Jay Wilson spoke about this in an interview from Blizzcon, August 2009. [2]
- Wired.com: Are you thinking it’s possible to turn off the blood completely? Or simply change the blood color?
- Jay Wilson: Yeah, we’re going to have to be able to turn off blood, change the color and things like that, because you can’t have red blood in some regions, regions that we would very much like to sell the game in. So we definitely build everything, that every bit of gore, in a deposited manner so that at a future date, we can go through and change it all or turn it off. In terms of what kind options we give, we actually give within a particular version. We’ve haven’t nailed it down, but if you turn down the gore, you can actually change it to not have red blood. That seems to be really the sticking point for a lot of people because a lot of times we use blood as feedback. And so if we take that out, that actually hurts the gameplay. But we can change the note of that feedback so that it’s something that people are more okay with.
- Wired.com: You’ll obviously have to edit content for regions like Germany and Australia, but what about China? Is that a more difficult case?
- Jay Wilson: Definitely for regions like Germany and Australia, we will have to change blood if we’re going to sell there. And that’s fine. Those are the standards for those regions, and we don’t really have a problem with catering to what they need and what they want. But China’s going to be hard for us. Because a lot of the restrictions there are really… we may not be able to do them. It may not be possible. With our relationship with NetEase, we recently got new information about what China really wants, and it’s a lengthy list. It’s really hard for us to cater to. We’ll try. There’s no reason we wouldn’t want to go there, but there is a certain point where we’d have to redo so much of the game that it’s not viable anymore.
Fan Feedback
The first and longest appraisal of how well Diablo 3 kept to the gruesome theme established in the earlier games in the series came from Flux, a longtime fan of Diablo 1's horror vibe, who wrote extensively about the mood and gore in a report from Blizzcon 2008. [3]
- Blood, Guts, and an M-Rating
- One of my questions going into Blizzcon was about Diablo III’s tone and mood, and how much gruesome background art and blood would be present. Most players feel that Diablo I was much more of a horror game than Diablo II. Everyone who played the first title has a very clear memory of how scared they were when they first heard the Butcher give his “Ahh, Fresh Meat!” battle cry, and the dungeons, especially the Hell levels, were well-decorated by bloody, naked, dismembered bodies on stakes. Diablo II had plenty of blood and gore and horror elements too, (check out the tortured corpses and moats of blood in the Act 2 Sewers and Durance of Hate on your next Mephisto run, and there are some nice gory wall decorations in Nihlathak’s dungeon as well), but it didn’t have the same sort of creepy, ominous, horror tone that D1 had.
- The D3 team has often said that they were going to recreate the mood and theme of D1 more than D2, and that they wanted to make D3 more of a horror game.

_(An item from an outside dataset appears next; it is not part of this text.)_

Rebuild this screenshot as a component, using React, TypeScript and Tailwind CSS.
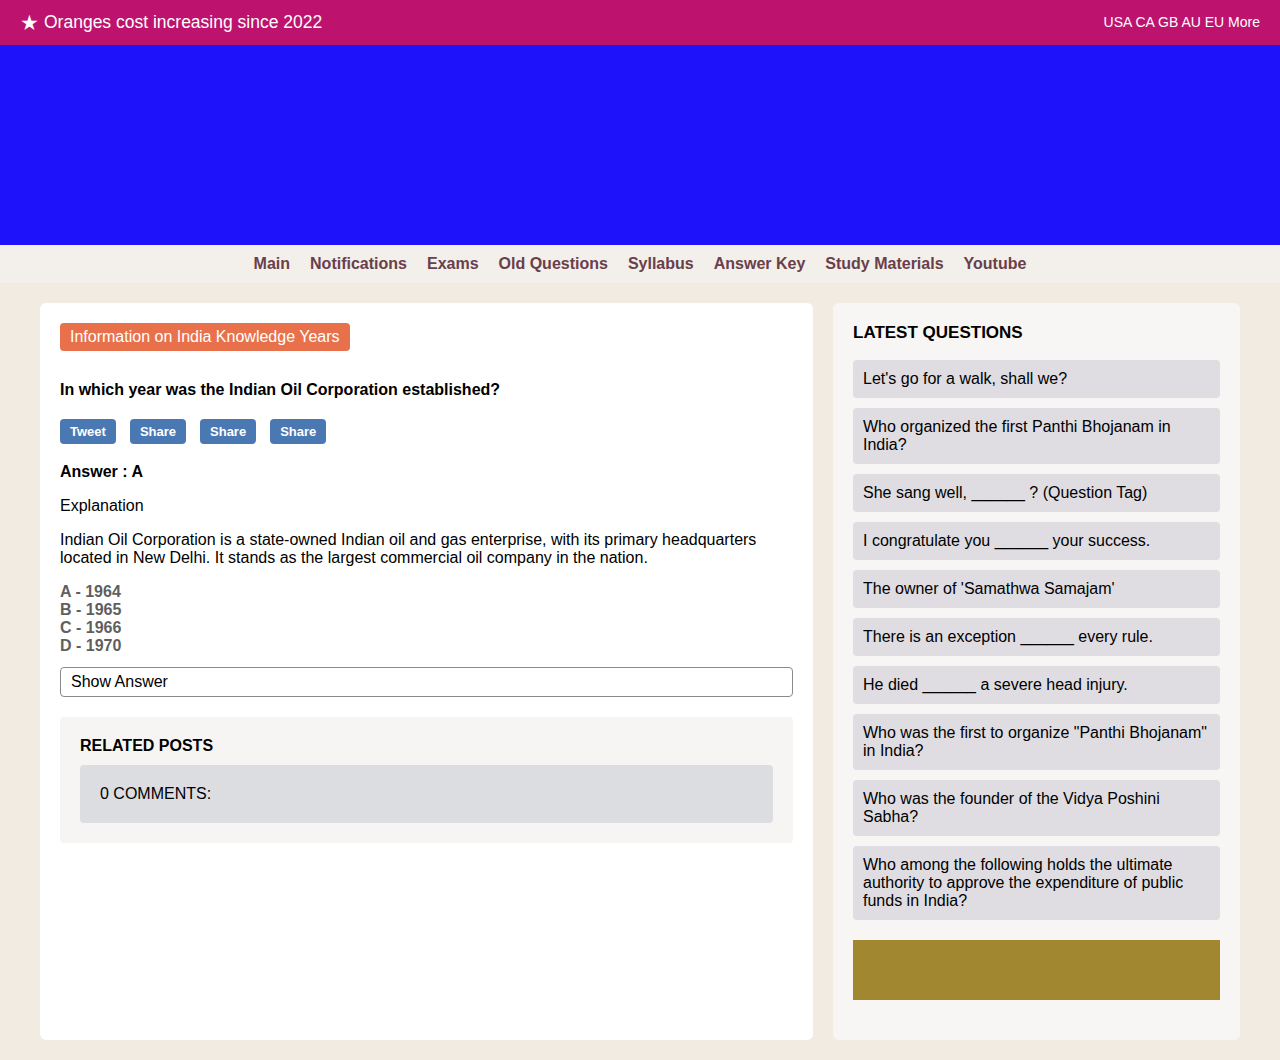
import React from 'react'

const navItems = ['Main', 'Notifications', 'Exams', 'Old Questions', 'Syllabus', 'Answer Key', 'Study Materials', 'Youtube']

const latest = [
  "Let's go for a walk, shall we?",
  'Who organized the first Panthi Bhojanam in India?',
  'She sang well, ______ ? (Question Tag)',
  'I congratulate you ______ your success.',
  "The owner of 'Samathwa Samajam'",
  'There is an exception ______ every rule.',
  'He died ______ a severe head injury.',
  'Who was the first to organize "Panthi Bhojanam" in India?',
  'Who was the founder of the Vidya Poshini Sabha?',
  'Who among the following holds the ultimate authority to approve the expenditure of public funds in India?',
]

const options = ['A - 1964', 'B - 1965', 'C - 1966', 'D - 1970']

export default function App() {
  return (
    <div className="min-h-[1060px] bg-[#f2ebe2] font-[family-name:Liberation_Sans,Arial,sans-serif] text-black">
      {/* Top bar */}
      <div className="h-[45px] bg-[#bd126d] flex items-center justify-between px-5 text-white">
        <div className="flex items-center gap-[5px] text-[17.5px]">
          <span className="text-[21px] leading-none">★</span>
          <span>Oranges cost increasing since 2022</span>
        </div>
        <div className="text-[14px]">USA CA GB AU EU More</div>
      </div>

      {/* Banner */}
      <div className="h-[200px] bg-[#1e12fb]" />

      {/* Nav */}
      <nav className="h-[38px] bg-[#f3efeb] flex items-center justify-center gap-5">
        {navItems.map(item => (
          <a key={item} className="text-[16px] font-bold text-[#69404a]">{item}</a>
        ))}
      </nav>

      <div className="px-10 pt-5 pb-5 grid grid-cols-[773px_407px] gap-5">
        {/* Main card */}
        <div className="bg-white rounded-md p-5">
          <span className="inline-block bg-[#e8714b] text-white text-[16px] leading-[18px] px-[10px] py-[5px] rounded">
            Information on India Knowledge Years
          </span>
          <h2 className="mt-[30px] text-[16px] font-bold leading-[18px]">
            In which year was the Indian Oil Corporation established?
          </h2>
          <div className="mt-[20px] flex gap-[14px]">
            {['Tweet', 'Share', 'Share', 'Share'].map((b, i) => (
              <button key={i} className="bg-[#4a78b3] text-white text-[13px] font-bold h-[25px] px-[10px] rounded">
                {b}
              </button>
            ))}
          </div>
          <div className="mt-[19px] text-[16px] font-bold leading-[18px]">Answer : A</div>
          <div className="mt-[16px] text-[16px] leading-[18px]">Explanation</div>
          <p className="mt-[16px] text-[16px] leading-[18px]">
            Indian Oil Corporation is a state-owned Indian oil and gas enterprise, with its primary headquarters
            located in New Delhi. It stands as the largest commercial oil company in the nation.
          </p>
          <div className="mt-[16px] text-[16px] leading-[18px] font-bold text-[#5f5f5f]">
            {options.map(o => (
              <div key={o}>{o}</div>
            ))}
          </div>
          <div className="mt-[12px] h-[30px] border border-[#8a8a8a] rounded px-[10px] flex items-center text-[16px]">
            Show Answer
          </div>

          <div className="mt-[20px] bg-[#f6f5f3] rounded p-5">
            <h3 className="text-[16px] font-bold leading-[18px]">RELATED POSTS</h3>
            <div className="mt-[10px] bg-[#dcdde0] rounded h-[58px] px-5 flex items-center text-[16px]">
              0 COMMENTS:
            </div>
          </div>
        </div>

        {/* Sidebar */}
        <aside className="bg-[#f7f6f4] rounded-md p-5 pb-10">
          <h3 className="text-[17px] font-bold leading-[20px]">LATEST QUESTIONS</h3>
          <div className="mt-[17px] flex flex-col gap-[10px]">
            {latest.map((q, i) => (
              <div key={i} className="bg-[#dfdde1] rounded px-[10px] py-[10px] text-[16px] leading-[18px]">
                {q}
              </div>
            ))}
          </div>
          <div className="mt-5 h-[60px] bg-[#a18830]" />
        </aside>
      </div>
    </div>
  )
}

I was dubious of this claim going into Blizzcon, but was pleasantly surprised by how horror-filled D3 is. The tone was set with gore and corpses in the very first scene. New players started off in a tiny encampment with just two NPCs. One of them was a talkative soldier, but the other was a silent meat wagon driver who spent his time endlessly shuffling between a wagon stacked high with bodies, from which he kept pulling corpses that he carried over and dumped onto a burning pyre. The animation was great, and the bodies were very well drawn as well. They looked like corpses, bloody and murdered ones.

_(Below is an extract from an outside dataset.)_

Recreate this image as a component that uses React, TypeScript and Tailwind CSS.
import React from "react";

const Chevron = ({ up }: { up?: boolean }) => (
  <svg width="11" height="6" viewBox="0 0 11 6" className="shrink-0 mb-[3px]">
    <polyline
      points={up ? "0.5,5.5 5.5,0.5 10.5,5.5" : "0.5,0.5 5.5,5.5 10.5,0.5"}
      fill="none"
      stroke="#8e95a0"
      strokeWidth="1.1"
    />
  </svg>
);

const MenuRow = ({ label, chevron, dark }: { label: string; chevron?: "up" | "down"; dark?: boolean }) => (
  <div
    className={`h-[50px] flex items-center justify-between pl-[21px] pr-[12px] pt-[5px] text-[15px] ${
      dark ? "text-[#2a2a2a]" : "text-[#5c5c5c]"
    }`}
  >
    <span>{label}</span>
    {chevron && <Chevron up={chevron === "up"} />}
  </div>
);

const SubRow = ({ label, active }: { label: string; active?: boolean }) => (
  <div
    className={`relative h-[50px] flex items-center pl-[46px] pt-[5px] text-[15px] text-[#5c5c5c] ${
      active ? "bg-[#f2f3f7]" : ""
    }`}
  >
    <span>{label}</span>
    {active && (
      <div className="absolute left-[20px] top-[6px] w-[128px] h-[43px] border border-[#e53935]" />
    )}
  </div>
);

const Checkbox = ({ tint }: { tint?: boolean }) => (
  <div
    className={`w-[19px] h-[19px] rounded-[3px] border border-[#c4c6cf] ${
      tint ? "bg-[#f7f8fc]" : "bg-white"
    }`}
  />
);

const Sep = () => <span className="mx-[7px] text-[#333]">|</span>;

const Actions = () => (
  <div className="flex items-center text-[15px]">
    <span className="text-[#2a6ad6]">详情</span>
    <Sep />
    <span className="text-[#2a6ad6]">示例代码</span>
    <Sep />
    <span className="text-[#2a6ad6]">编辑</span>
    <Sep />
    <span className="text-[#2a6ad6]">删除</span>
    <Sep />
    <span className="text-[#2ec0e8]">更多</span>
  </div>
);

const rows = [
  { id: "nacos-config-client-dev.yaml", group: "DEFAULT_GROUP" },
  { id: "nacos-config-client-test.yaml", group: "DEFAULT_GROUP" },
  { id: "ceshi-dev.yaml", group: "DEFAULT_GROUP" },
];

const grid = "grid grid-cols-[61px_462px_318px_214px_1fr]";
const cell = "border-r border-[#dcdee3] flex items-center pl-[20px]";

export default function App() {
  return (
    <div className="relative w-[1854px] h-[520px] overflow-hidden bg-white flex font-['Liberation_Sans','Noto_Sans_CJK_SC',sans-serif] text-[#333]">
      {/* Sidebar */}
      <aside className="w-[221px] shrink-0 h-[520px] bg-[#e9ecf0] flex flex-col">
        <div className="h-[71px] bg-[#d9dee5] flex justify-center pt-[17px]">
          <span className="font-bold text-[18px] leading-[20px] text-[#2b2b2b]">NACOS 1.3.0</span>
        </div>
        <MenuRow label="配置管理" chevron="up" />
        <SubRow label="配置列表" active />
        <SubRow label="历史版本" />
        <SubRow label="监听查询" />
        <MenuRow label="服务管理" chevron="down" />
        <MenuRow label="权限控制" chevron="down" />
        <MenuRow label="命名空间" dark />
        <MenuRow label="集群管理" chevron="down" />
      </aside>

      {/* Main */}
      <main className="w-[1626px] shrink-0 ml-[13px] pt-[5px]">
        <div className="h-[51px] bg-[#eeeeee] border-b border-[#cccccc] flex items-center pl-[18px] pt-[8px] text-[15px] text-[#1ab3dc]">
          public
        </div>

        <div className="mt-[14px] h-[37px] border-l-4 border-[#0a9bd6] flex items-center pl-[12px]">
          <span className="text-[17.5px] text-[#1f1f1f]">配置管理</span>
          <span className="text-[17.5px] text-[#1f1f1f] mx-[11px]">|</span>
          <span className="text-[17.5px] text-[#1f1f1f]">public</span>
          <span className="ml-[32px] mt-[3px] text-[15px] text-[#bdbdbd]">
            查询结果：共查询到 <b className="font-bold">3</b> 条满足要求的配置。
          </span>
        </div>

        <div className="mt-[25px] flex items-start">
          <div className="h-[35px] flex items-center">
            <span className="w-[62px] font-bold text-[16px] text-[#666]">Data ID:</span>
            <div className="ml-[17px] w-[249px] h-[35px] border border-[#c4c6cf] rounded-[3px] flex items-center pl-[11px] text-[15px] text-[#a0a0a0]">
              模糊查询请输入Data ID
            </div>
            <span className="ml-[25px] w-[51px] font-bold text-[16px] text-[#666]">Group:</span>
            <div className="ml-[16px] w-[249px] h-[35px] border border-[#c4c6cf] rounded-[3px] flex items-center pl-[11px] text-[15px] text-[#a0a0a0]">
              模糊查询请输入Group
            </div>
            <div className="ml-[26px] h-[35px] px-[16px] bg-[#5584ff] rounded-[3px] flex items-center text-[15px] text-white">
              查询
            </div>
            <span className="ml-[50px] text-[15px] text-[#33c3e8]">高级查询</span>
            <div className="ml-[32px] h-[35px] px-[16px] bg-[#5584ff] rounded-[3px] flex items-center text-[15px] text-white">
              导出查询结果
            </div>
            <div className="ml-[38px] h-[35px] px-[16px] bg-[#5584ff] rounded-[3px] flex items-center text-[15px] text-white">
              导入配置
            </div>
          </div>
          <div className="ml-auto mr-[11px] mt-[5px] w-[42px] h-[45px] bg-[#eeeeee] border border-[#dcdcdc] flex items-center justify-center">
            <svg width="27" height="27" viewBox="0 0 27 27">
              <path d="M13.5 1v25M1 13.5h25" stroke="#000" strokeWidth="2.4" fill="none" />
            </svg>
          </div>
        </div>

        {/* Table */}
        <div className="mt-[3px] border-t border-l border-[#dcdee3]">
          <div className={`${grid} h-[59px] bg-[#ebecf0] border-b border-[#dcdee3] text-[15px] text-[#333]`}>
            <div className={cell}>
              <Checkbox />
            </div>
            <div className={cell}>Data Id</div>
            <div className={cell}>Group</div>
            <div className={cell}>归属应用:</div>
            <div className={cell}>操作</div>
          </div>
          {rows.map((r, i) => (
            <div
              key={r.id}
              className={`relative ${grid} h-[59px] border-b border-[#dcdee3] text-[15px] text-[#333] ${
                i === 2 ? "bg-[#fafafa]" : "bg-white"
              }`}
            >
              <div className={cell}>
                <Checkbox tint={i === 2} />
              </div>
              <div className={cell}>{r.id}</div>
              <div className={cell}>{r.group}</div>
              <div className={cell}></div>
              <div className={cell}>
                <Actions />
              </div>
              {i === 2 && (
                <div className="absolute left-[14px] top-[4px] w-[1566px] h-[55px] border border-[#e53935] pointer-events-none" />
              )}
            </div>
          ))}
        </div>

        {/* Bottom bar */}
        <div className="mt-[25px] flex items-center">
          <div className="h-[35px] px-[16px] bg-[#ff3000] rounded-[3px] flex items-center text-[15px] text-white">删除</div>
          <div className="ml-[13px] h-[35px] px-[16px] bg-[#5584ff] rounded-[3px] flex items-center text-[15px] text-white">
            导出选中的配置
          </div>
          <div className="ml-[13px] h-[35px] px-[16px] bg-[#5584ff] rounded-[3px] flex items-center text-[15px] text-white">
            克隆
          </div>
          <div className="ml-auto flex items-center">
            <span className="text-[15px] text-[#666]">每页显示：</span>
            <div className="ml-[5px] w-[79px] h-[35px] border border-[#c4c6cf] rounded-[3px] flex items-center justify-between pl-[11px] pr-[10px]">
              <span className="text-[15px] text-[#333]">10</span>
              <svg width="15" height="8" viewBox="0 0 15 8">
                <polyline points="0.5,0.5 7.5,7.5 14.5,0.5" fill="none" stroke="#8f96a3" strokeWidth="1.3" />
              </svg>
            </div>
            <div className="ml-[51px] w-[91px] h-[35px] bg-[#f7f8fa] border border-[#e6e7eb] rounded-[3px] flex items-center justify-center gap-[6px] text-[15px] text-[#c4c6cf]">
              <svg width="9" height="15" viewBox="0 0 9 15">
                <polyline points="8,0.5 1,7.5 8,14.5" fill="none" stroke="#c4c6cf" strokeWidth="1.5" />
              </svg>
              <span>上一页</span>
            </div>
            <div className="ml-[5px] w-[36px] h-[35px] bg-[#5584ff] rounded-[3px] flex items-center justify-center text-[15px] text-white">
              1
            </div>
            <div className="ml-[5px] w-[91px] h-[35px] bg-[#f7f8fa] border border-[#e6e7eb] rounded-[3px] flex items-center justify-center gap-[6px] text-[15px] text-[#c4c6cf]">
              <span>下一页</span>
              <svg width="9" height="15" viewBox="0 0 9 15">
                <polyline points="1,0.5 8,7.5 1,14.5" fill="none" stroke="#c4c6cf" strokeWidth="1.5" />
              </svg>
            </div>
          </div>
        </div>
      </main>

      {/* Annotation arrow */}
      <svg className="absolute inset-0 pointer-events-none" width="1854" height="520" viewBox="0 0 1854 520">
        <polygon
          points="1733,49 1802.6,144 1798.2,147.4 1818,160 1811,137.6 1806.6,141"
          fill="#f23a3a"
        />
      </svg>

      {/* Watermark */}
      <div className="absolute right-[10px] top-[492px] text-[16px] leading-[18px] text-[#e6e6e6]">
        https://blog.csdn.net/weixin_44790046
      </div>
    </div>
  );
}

- The mood continued as soon as a player moved out into the ruins of Tristram. The scenery was dark and oppressive, and no, the screenshots don’t at all do it justice. The floating, partially transparent mist looks so much better in the game than in the screenshots, where it just makes things look smudged and blurry. The black, gnarled trees, clusters of crows that flew away when the player got close enough to trigger them, dozens of ruined, blasted houses you could run through, bodies lying here and there, and small bunches of zombies to rout gave the area a great, creepy, doomed mood.
- Playing in the Blizzcon press room with crowds of journalists around, bright lights overhead, the only game sound through tinny headphones, and my attention mostly on gathering information, rather than enjoying myself, I didn’t feel any tension or atmosphere. I still enjoyed the visuals and theme, and found myself wishing I could play it at home, in a dark room with some candles burning, and the sound up high. It would be shivery. It will be shivery. I just hope Blizzard doesn’t have to tone down the gore and gruesome visuals too much, for the ratings boards.

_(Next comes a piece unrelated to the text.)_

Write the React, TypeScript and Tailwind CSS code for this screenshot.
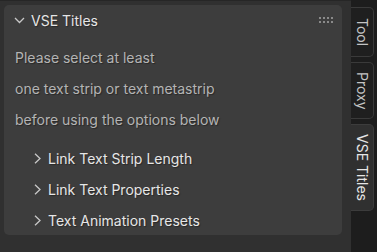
import React from 'react';

const notes = [
  'Please select at least',
  'one text strip or text metastrip',
  'before using the options below',
];

const subPanels = ['Link Text Strip Length', 'Link Text Properties', 'Text Animation Presets'];

const tabs = [
  { label: 'Tool', height: 'h-[50px]', active: false },
  { label: 'Proxy', height: 'h-[57px]', active: false },
  { label: 'VSE Titles', height: 'h-[87px]', active: true },
];

function ChevronDown() {
  return (
    <svg width="11" height="7" viewBox="0 0 11 7" fill="none">
      <path d="M1 1l4.5 4.5L10 1" stroke="#c8c8c8" strokeWidth="1.3" />
    </svg>
  );
}

function ChevronRight() {
  return (
    <svg width="7" height="11" viewBox="0 0 7 11" fill="none">
      <path d="M1 0.8l5 4.7-5 4.7" stroke="#c8c8c8" strokeWidth="1.3" />
    </svg>
  );
}

function DragHandle() {
  return (
    <div className="grid grid-cols-4 gap-x-[2px] gap-y-[2px]">
      {Array.from({ length: 8 }).map((_, i) => (
        <div key={i} className="w-[2px] h-[2px] bg-[#8a8a8a]" />
      ))}
    </div>
  );
}

export default function App() {
  return (
    <div
      className="w-[377px] h-[252px] flex bg-[#303030] overflow-hidden text-[#e6e6e6]"
      style={{ fontFamily: 'Inter, "Noto Sans", sans-serif' }}
    >
      <div className="flex-1 pl-[4px] pt-[4px] border-t border-[#262626]">
        <div className="w-[338px] h-[230px] rounded-[5px] bg-[#3d3d3d] [text-shadow:1px_1px_1px_rgba(0,0,0,0.35)]">
          <div className="h-[30px] flex items-center pl-[10px] pr-[9px]">
            <ChevronDown />
            <span className="ml-[6px] text-[14px] text-[#e6e6e6]">VSE Titles</span>
            <div className="ml-auto">
              <DragHandle />
            </div>
          </div>
          <div className="pt-[7px] pl-[11px]">
            {notes.map((n) => (
              <div key={n} className="h-[31px] flex items-center text-[14px] text-[#b4b4b4]">
                {n}
              </div>
            ))}
          </div>
          <div className="pt-[8px] pl-[30px]">
            {subPanels.map((p) => (
              <div key={p} className="h-[31px] flex items-center">
                <ChevronRight />
                <span className="ml-[7px] text-[14px] text-[#e6e6e6]">{p}</span>
              </div>
            ))}
          </div>
        </div>
      </div>
      <div className="w-[26px] h-full bg-[#1d1d1d] flex flex-col gap-[5px] pt-[7px]">
        {tabs.map((t) => (
          <div
            key={t.label}
            className={`${t.height} w-[23px] rounded-r-[5px] flex items-center justify-center border border-l-0 ${
              t.active ? 'bg-[#303030] border-[#3c3c3c]' : 'bg-[#1f1f1f] border-[#3a3a3a]'
            }`}
          >
            <span
              className={`[writing-mode:vertical-rl] text-[14px] leading-none ${
                t.active ? 'text-[#e6e6e6]' : 'text-[#c4c4c4]'
              }`}
            >
              {t.label}
            </span>
          </div>
        ))}
      </div>
    </div>
  );
}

- There were a number of nice set pieces elsewhere in Tristram that added to the mood. A human hand is seen at one point, clawing at the earth, before being yanked down into a dark cellar from which come horrible screams and a fountain of blood. Ghosts wander the streets, sobbing quietly and pathetically. Zombies are seen gnawing on corpses, and their moans and groans are very horror movie appropriate. The gruesome mood isn’t continued into the dungeon, but the design and graphics of the dungeon areas were very effective. They weren’t trying to be scary, but the monsters are so well animated and formed that they are threatening and very real. You want to destroy them, and even though the zombies you find early on are basically just walking experience pots, they’re loathsome and a little bit scary. I was again reminded of Diablo I, where even the weakest starting monsters were somewhat threatening, emotionally, if not from a survival standpoint.
- The death animations of the monsters are well done, and they’re very visceral and bloody. Normal deaths are quite messy, with body parts breaking off in gratuitous fashion and blood spilling, but the real fun comes from critical hit deaths. When monsters die from critical hit damage, (which happens quite often), they get an extra special death animation. They literally explode, in appropriate fashion for the type of damage that did them in. You’ll see frost on the shattered pieces, or lightning flickering along with an extra nova blast, or flames charring the chunks of meat, or gouts of blood from the corpse explosion like critical hits with physical damage. I was frequently impressed with how much blood spilled onto the floor during battles, and the ensanguinated stone and scattered arms, legs, heads, chunks of rib cage, and various internal organs left lying around after a big fight was just awesome. (In the game I mean. Not real life. Do not want FBI visit!)
- On the whole I was quite pleasantly surprised by the gruesome nature of D3. Much more than I’d expected, and more reminiscent of the mood of D1 than D2.
Screenshots seem to back up this appraisal, though we'll have to see more first hand descriptions of the game to know how well the D3 Team carries this approach through the entire game.